■ **What you have to do**: Repeat the data below exactly, dropping any pictures it holds.
━━━━━ Dataset section
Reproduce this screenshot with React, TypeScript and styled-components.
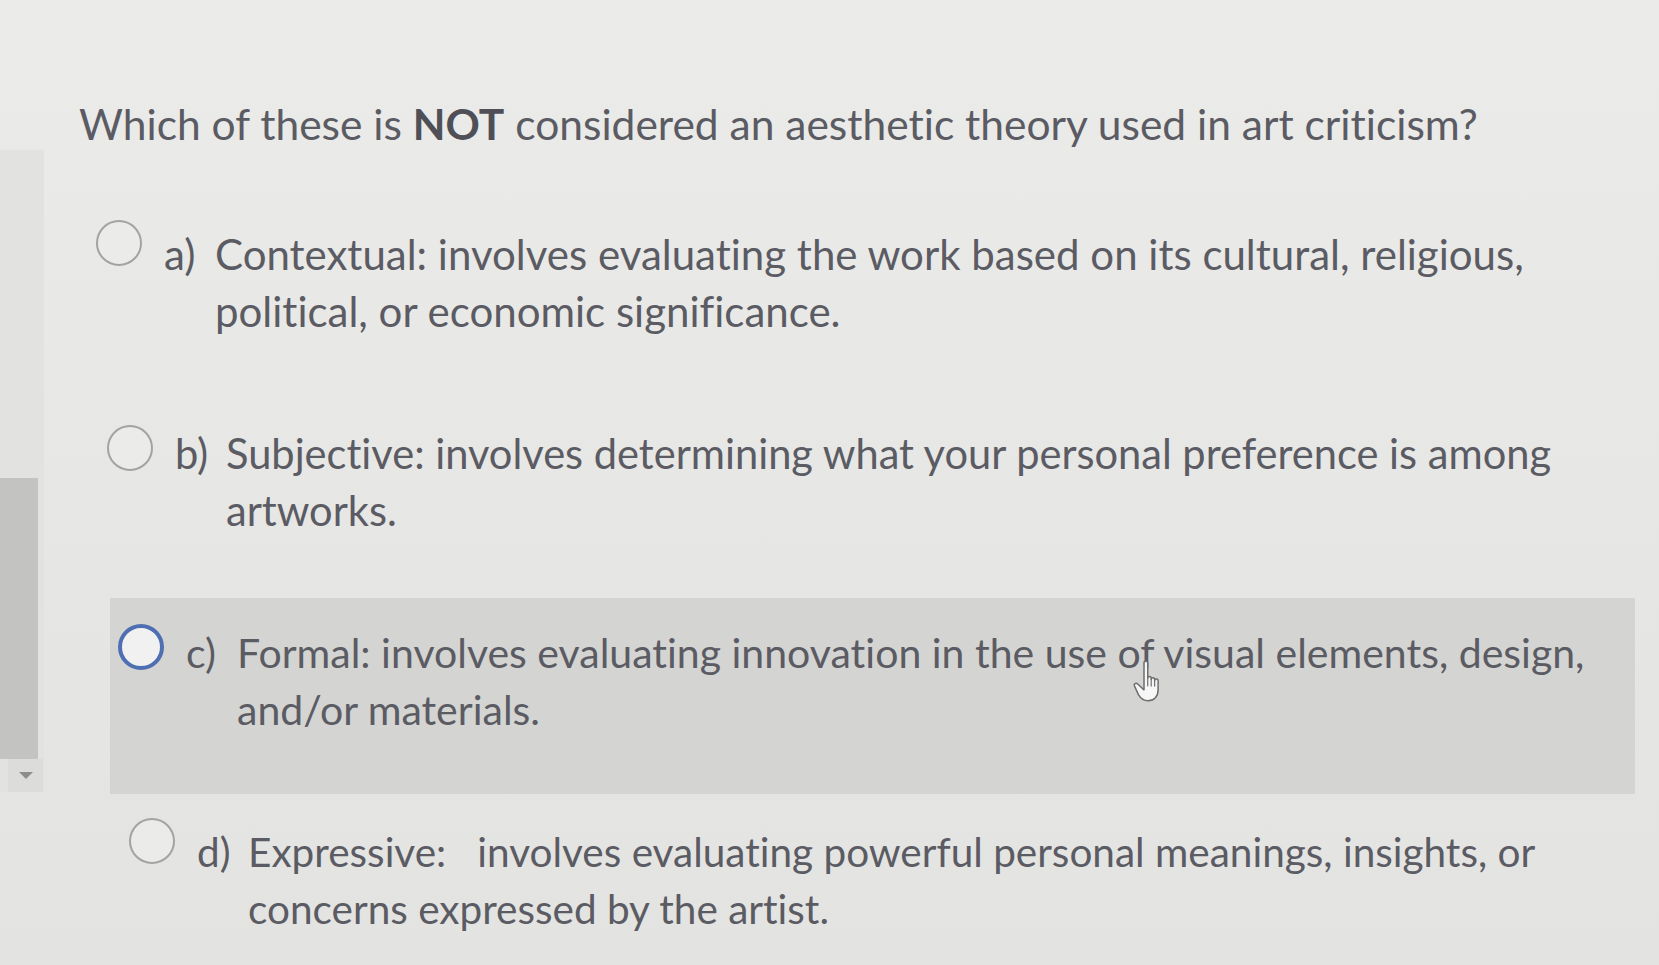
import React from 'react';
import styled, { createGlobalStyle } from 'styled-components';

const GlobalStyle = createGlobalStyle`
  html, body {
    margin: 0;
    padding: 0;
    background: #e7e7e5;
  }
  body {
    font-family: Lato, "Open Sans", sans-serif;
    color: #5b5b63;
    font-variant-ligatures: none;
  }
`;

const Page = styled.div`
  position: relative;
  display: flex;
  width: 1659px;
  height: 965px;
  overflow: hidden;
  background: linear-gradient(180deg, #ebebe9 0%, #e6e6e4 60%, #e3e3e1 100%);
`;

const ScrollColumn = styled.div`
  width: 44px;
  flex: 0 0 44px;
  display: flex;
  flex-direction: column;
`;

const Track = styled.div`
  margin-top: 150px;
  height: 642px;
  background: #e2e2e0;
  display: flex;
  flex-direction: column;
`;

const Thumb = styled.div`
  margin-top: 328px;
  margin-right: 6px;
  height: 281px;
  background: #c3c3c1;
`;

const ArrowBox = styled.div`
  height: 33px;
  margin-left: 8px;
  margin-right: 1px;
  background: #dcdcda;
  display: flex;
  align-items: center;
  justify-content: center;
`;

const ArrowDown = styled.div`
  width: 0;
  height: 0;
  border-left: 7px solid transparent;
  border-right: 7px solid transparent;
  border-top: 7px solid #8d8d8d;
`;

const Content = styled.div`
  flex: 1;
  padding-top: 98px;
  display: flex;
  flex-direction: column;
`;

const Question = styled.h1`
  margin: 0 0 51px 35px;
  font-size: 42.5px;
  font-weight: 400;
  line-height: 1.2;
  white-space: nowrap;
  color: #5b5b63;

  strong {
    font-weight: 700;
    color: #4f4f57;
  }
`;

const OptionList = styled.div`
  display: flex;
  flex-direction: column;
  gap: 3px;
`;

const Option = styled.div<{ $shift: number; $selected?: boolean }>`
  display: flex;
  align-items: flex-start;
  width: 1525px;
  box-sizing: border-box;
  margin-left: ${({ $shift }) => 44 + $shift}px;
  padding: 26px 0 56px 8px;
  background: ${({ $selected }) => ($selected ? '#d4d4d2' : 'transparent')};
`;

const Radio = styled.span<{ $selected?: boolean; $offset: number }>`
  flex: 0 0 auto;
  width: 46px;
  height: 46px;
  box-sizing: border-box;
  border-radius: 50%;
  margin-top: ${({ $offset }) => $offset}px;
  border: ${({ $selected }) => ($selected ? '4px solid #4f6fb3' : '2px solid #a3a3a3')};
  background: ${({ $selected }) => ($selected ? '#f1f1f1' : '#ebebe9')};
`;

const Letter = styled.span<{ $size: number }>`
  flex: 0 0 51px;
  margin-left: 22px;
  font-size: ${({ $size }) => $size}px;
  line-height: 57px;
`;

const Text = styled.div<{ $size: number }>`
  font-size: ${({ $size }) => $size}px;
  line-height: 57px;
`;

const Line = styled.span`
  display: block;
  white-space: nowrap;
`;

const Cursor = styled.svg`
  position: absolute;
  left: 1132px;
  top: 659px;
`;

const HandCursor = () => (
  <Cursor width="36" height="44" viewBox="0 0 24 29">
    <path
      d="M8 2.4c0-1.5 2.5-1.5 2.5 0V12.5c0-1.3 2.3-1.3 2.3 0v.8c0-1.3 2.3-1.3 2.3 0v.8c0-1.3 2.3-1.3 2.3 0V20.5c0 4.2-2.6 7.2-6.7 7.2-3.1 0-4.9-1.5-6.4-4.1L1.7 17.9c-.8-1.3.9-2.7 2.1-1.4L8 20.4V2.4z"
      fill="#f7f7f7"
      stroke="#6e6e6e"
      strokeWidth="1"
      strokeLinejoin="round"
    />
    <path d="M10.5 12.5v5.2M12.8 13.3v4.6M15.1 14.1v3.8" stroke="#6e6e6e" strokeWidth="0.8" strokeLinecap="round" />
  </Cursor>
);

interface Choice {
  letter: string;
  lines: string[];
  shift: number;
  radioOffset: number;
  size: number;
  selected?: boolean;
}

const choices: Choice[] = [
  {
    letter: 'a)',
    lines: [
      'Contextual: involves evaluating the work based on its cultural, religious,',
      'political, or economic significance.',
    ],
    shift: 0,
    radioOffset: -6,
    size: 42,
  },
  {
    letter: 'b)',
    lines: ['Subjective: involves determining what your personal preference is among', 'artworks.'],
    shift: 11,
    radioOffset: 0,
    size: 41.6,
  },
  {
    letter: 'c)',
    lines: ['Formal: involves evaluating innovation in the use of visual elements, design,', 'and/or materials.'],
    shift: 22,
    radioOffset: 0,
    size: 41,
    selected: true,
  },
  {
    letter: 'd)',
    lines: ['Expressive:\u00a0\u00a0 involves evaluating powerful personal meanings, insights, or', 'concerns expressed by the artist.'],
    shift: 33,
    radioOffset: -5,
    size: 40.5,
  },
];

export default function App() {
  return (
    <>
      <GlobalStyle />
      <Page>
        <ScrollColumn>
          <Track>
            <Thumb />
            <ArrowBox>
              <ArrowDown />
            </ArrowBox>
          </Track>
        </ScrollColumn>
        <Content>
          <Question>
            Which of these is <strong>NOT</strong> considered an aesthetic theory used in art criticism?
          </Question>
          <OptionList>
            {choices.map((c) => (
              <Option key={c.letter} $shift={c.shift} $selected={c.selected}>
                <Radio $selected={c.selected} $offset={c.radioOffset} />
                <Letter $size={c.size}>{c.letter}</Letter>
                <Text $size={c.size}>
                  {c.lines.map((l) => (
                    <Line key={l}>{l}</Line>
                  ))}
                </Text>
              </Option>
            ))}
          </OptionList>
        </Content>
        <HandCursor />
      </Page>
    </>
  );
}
━━━━━━━━━━
■ **Expected answer**:
Reproduce this screenshot with React, TypeScript and styled-components.
import React from 'react';
import styled, { createGlobalStyle } from 'styled-components';

const GlobalStyle = createGlobalStyle`
  html, body {
    margin: 0;
    padding: 0;
    background: #e7e7e5;
  }
  body {
    font-family: Lato, "Open Sans", sans-serif;
    color: #5b5b63;
    font-variant-ligatures: none;
  }
`;

const Page = styled.div`
  position: relative;
  display: flex;
  width: 1659px;
  height: 965px;
  overflow: hidden;
  background: linear-gradient(180deg, #ebebe9 0%, #e6e6e4 60%, #e3e3e1 100%);
`;

const ScrollColumn = styled.div`
  width: 44px;
  flex: 0 0 44px;
  display: flex;
  flex-direction: column;
`;

const Track = styled.div`
  margin-top: 150px;
  height: 642px;
  background: #e2e2e0;
  display: flex;
  flex-direction: column;
`;

const Thumb = styled.div`
  margin-top: 328px;
  margin-right: 6px;
  height: 281px;
  background: #c3c3c1;
`;

const ArrowBox = styled.div`
  height: 33px;
  margin-left: 8px;
  margin-right: 1px;
  background: #dcdcda;
  display: flex;
  align-items: center;
  justify-content: center;
`;

const ArrowDown = styled.div`
  width: 0;
  height: 0;
  border-left: 7px solid transparent;
  border-right: 7px solid transparent;
  border-top: 7px solid #8d8d8d;
`;

const Content = styled.div`
  flex: 1;
  padding-top: 98px;
  display: flex;
  flex-direction: column;
`;

const Question = styled.h1`
  margin: 0 0 51px 35px;
  font-size: 42.5px;
  font-weight: 400;
  line-height: 1.2;
  white-space: nowrap;
  color: #5b5b63;

  strong {
    font-weight: 700;
    color: #4f4f57;
  }
`;

const OptionList = styled.div`
  display: flex;
  flex-direction: column;
  gap: 3px;
`;

const Option = styled.div<{ $shift: number; $selected?: boolean }>`
  display: flex;
  align-items: flex-start;
  width: 1525px;
  box-sizing: border-box;
  margin-left: ${({ $shift }) => 44 + $shift}px;
  padding: 26px 0 56px 8px;
  background: ${({ $selected }) => ($selected ? '#d4d4d2' : 'transparent')};
`;

const Radio = styled.span<{ $selected?: boolean; $offset: number }>`
  flex: 0 0 auto;
  width: 46px;
  height: 46px;
  box-sizing: border-box;
  border-radius: 50%;
  margin-top: ${({ $offset }) => $offset}px;
  border: ${({ $selected }) => ($selected ? '4px solid #4f6fb3' : '2px solid #a3a3a3')};
  background: ${({ $selected }) => ($selected ? '#f1f1f1' : '#ebebe9')};
`;

const Letter = styled.span<{ $size: number }>`
  flex: 0 0 51px;
  margin-left: 22px;
  font-size: ${({ $size }) => $size}px;
  line-height: 57px;
`;

const Text = styled.div<{ $size: number }>`
  font-size: ${({ $size }) => $size}px;
  line-height: 57px;
`;

const Line = styled.span`
  display: block;
  white-space: nowrap;
`;

const Cursor = styled.svg`
  position: absolute;
  left: 1132px;
  top: 659px;
`;

const HandCursor = () => (
  <Cursor width="36" height="44" viewBox="0 0 24 29">
    <path
      d="M8 2.4c0-1.5 2.5-1.5 2.5 0V12.5c0-1.3 2.3-1.3 2.3 0v.8c0-1.3 2.3-1.3 2.3 0v.8c0-1.3 2.3-1.3 2.3 0V20.5c0 4.2-2.6 7.2-6.7 7.2-3.1 0-4.9-1.5-6.4-4.1L1.7 17.9c-.8-1.3.9-2.7 2.1-1.4L8 20.4V2.4z"
      fill="#f7f7f7"
      stroke="#6e6e6e"
      strokeWidth="1"
      strokeLinejoin="round"
    />
    <path d="M10.5 12.5v5.2M12.8 13.3v4.6M15.1 14.1v3.8" stroke="#6e6e6e" strokeWidth="0.8" strokeLinecap="round" />
  </Cursor>
);

interface Choice {
  letter: string;
  lines: string[];
  shift: number;
  radioOffset: number;
  size: number;
  selected?: boolean;
}

const choices: Choice[] = [
  {
    letter: 'a)',
    lines: [
      'Contextual: involves evaluating the work based on its cultural, religious,',
      'political, or economic significance.',
    ],
    shift: 0,
    radioOffset: -6,
    size: 42,
  },
  {
    letter: 'b)',
    lines: ['Subjective: involves determining what your personal preference is among', 'artworks.'],
    shift: 11,
    radioOffset: 0,
    size: 41.6,
  },
  {
    letter: 'c)',
    lines: ['Formal: involves evaluating innovation in the use of visual elements, design,', 'and/or materials.'],
    shift: 22,
    radioOffset: 0,
    size: 41,
    selected: true,
  },
  {
    letter: 'd)',
    lines: ['Expressive:\u00a0\u00a0 involves evaluating powerful personal meanings, insights, or', 'concerns expressed by the artist.'],
    shift: 33,
    radioOffset: -5,
    size: 40.5,
  },
];

export default function App() {
  return (
    <>
      <GlobalStyle />
      <Page>
        <ScrollColumn>
          <Track>
            <Thumb />
            <ArrowBox>
              <ArrowDown />
            </ArrowBox>
          </Track>
        </ScrollColumn>
        <Content>
          <Question>
            Which of these is <strong>NOT</strong> considered an aesthetic theory used in art criticism?
          </Question>
          <OptionList>
            {choices.map((c) => (
              <Option key={c.letter} $shift={c.shift} $selected={c.selected}>
                <Radio $selected={c.selected} $offset={c.radioOffset} />
                <Letter $size={c.size}>{c.letter}</Letter>
                <Text $size={c.size}>
                  {c.lines.map((l) => (
                    <Line key={l}>{l}</Line>
                  ))}
                </Text>
              </Option>
            ))}
          </OptionList>
        </Content>
        <HandCursor />
      </Page>
    </>
  );
}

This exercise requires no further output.